AM. BANK TRUSTEE COMPANY v. CARSON HOMES
Court of Appeal of Louisiana (1977)
Facts
- The American Bank and Trust Company sought to collect outstanding debts from Loyd C. Fox and his associated companies, including Carson Homes, Inc. and Carson City Lumber Company, through a series of promissory notes and mortgages.
- These loans were intended for financing a construction project in Monroe, Louisiana.
- After experiencing financial difficulties, Fox and his companies conveyed the mortgaged properties to Lamar Construction Supply Company, which was owned by Fox's brother-in-law.
- Following a default on the loans, the bank filed a lawsuit to enforce the mortgages.
- The Louisiana Supreme Court previously held that the mortgages were not in authentic form, lacking the required notarization and witness signatures, leading to an injunction against the enforcement proceedings.
- Subsequently, the properties were transferred to Foundation Apartments, Inc. The trial court granted partial summary judgment in favor of the bank, recognizing the validity of some mortgages while denying others based on interest rate disputes.
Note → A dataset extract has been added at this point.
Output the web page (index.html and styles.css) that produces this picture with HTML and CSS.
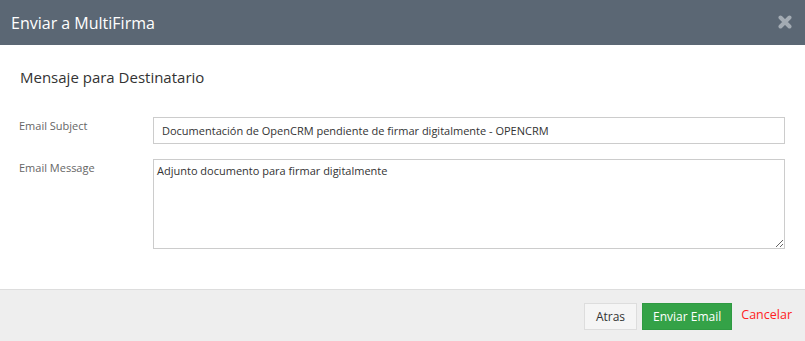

- The defendants appealed, raising issues regarding the validity of the mortgages and the appropriateness of summary judgment.
Issue
- The issues were whether the trial court erred in recognizing the validity of the mortgages despite their lack of authentic form and whether the court's granting of partial summary judgment was appropriate given the defendants' claims for damages.
Holding — Price, J.
- The Court of Appeal of Louisiana held that the trial court did not err in recognizing the mortgages as valid against third parties and that the granting of partial summary judgment was appropriate.
Rule
- Mortgages that are not executed in authentic form can still provide notice to third parties and be enforceable if properly recorded.
Reasoning
- The Court of Appeal reasoned that although the mortgages were not executed in authentic form, they still provided notice of the encumbrances to third parties, such as Lamar Construction and Foundation Apartments, because they were recorded prior to the sale of the properties.
- The court noted that it was not necessary for recorded mortgages to be in authentic form to be effective against third parties.
- Additionally, the court found that the defendants had failed to substantiate their claims of fraud and misrepresentation as a defense against the bank's demands, as those claims were distinct and unliquidated, thus not applicable to offset the liquidated debt represented by the promissory notes.
- The court affirmed the trial court's decision, emphasizing that the summary judgments did not affect the defendants' separate claims for damages.
Deep Dive: How the Court Reached Its Decision
Court's Reasoning on Mortgage Validity
The court reasoned that the mortgages in question, despite not being executed in an authentic form, were still effective against third parties due to their proper recording. The mortgages had been recorded prior to the sale of the properties to Lamar Construction and Foundation Apartments, providing constructive notice of the encumbrances. The court clarified that it is not a requirement for recorded mortgages to meet the strict criteria of an authentic act to have legal effect against third parties. This principle aligns with established Louisiana law, where the recording of an instrument serves to inform potential buyers of existing claims on a property. Therefore, the court concluded that the defendants, as subsequent purchasers, could not claim ignorance of the mortgages that had been properly recorded. This ruling emphasized that the legal system allows for the protection of lenders even when the formalities of authentic acts are not fully adhered to, as long as the necessary recording procedures are followed.
Court's Reasoning on Fraud Claims
In addressing the defendants' claims of fraud, deceit, and misrepresentation against American Bank, the court found these allegations insufficient as a defense to the bank's enforcement of the promissory notes. The defendants argued that the bank's failure to provide financing constituted wrongful behavior that should offset their obligation to pay. However, the court distinguished between the claims against the bank and the unliquidated nature of the defendants' damage claims, noting that these claims were separate from the liquidated debts represented by the promissory notes. The court emphasized that unliquidated claims for damages cannot be used to offset a liquidated debt, as they do not involve debts of the same kind or character. Additionally, the court indicated that the defendants did not present adequate evidence to support their fraud allegations, which further weakened their position. As such, the court concluded that the summary judgments issued did not impede the defendants' ability to pursue their separate claims for damages, affirming the trial court's decisions.
Implications of Summary Judgment
The court acknowledged that the trial court acted within its authority in granting partial summary judgment, as the legal standards for such motions were met. The court highlighted that summary judgments can be granted for "all or part of the relief for which he has prayed," according to Louisiana Civil Code Procedure Article 966. In this case, the court found that the material facts concerning the validity of the notes and mortgages were undisputed, allowing for the granting of summary judgment without the need for a trial on those issues. The court also addressed the procedural concerns raised by the defendants regarding the timing of the summary judgment hearing, ultimately finding that the trial court's management of the case was appropriate and did not prejudice the defendants. Consequently, the court affirmed that the summary judgment rulings were valid and aligned with the intent of the summary judgment statutes, reinforcing the efficiency of the judicial process in resolving clear-cut legal issues.